▶ DATA EXCERPT:

****

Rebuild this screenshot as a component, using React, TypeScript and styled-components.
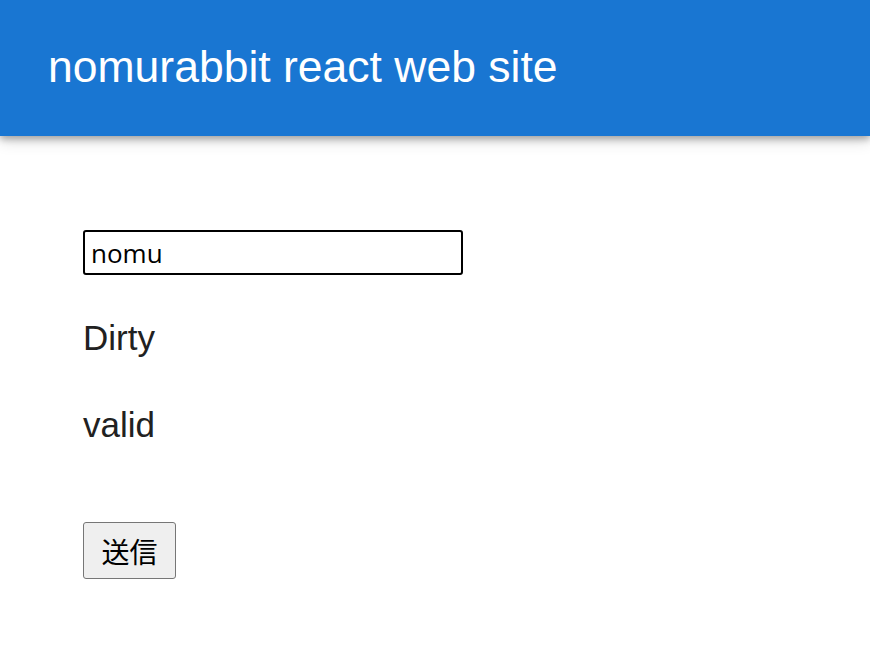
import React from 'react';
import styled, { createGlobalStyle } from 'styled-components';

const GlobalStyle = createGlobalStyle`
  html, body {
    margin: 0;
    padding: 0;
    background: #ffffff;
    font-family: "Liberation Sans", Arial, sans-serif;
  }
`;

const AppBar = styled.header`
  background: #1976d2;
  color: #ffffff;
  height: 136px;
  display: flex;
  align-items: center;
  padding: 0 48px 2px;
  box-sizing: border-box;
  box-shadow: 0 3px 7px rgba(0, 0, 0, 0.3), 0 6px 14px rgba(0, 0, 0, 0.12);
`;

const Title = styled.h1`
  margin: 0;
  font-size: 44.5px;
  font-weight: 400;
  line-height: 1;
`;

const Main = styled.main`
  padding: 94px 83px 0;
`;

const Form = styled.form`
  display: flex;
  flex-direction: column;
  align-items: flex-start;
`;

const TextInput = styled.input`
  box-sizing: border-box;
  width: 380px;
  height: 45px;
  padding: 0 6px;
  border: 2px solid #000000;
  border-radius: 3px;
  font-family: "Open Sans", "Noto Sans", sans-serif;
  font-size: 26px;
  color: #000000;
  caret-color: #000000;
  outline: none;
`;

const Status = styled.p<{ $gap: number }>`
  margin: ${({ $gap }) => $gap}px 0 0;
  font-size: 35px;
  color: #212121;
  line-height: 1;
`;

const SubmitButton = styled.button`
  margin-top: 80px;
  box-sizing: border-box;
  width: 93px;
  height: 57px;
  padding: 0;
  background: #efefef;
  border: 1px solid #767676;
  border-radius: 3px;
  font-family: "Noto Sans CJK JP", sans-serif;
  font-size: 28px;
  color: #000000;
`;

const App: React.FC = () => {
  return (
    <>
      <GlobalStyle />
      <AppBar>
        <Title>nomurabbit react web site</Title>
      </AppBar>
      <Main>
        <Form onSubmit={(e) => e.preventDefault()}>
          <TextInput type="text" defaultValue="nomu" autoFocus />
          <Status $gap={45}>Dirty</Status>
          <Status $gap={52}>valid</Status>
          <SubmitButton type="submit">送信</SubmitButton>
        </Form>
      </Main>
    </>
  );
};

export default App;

****

▶ REQUIRED TASK:
Leaving the pictures aside, transcribe the entire listing exactly.

▶ SOLUTION:
Rebuild this screenshot as a component, using React, TypeScript and styled-components.
import React from 'react';
import styled, { createGlobalStyle } from 'styled-components';

const GlobalStyle = createGlobalStyle`
  html, body {
    margin: 0;
    padding: 0;
    background: #ffffff;
    font-family: "Liberation Sans", Arial, sans-serif;
  }
`;

const AppBar = styled.header`
  background: #1976d2;
  color: #ffffff;
  height: 136px;
  display: flex;
  align-items: center;
  padding: 0 48px 2px;
  box-sizing: border-box;
  box-shadow: 0 3px 7px rgba(0, 0, 0, 0.3), 0 6px 14px rgba(0, 0, 0, 0.12);
`;

const Title = styled.h1`
  margin: 0;
  font-size: 44.5px;
  font-weight: 400;
  line-height: 1;
`;

const Main = styled.main`
  padding: 94px 83px 0;
`;

const Form = styled.form`
  display: flex;
  flex-direction: column;
  align-items: flex-start;
`;

const TextInput = styled.input`
  box-sizing: border-box;
  width: 380px;
  height: 45px;
  padding: 0 6px;
  border: 2px solid #000000;
  border-radius: 3px;
  font-family: "Open Sans", "Noto Sans", sans-serif;
  font-size: 26px;
  color: #000000;
  caret-color: #000000;
  outline: none;
`;

const Status = styled.p<{ $gap: number }>`
  margin: ${({ $gap }) => $gap}px 0 0;
  font-size: 35px;
  color: #212121;
  line-height: 1;
`;

const SubmitButton = styled.button`
  margin-top: 80px;
  box-sizing: border-box;
  width: 93px;
  height: 57px;
  padding: 0;
  background: #efefef;
  border: 1px solid #767676;
  border-radius: 3px;
  font-family: "Noto Sans CJK JP", sans-serif;
  font-size: 28px;
  color: #000000;
`;

const App: React.FC = () => {
  return (
    <>
      <GlobalStyle />
      <AppBar>
        <Title>nomurabbit react web site</Title>
      </AppBar>
      <Main>
        <Form onSubmit={(e) => e.preventDefault()}>
          <TextInput type="text" defaultValue="nomu" autoFocus />
          <Status $gap={45}>Dirty</Status>
          <Status $gap={52}>valid</Status>
          <SubmitButton type="submit">送信</SubmitButton>
        </Form>
      </Main>
    </>
  );
};

export default App;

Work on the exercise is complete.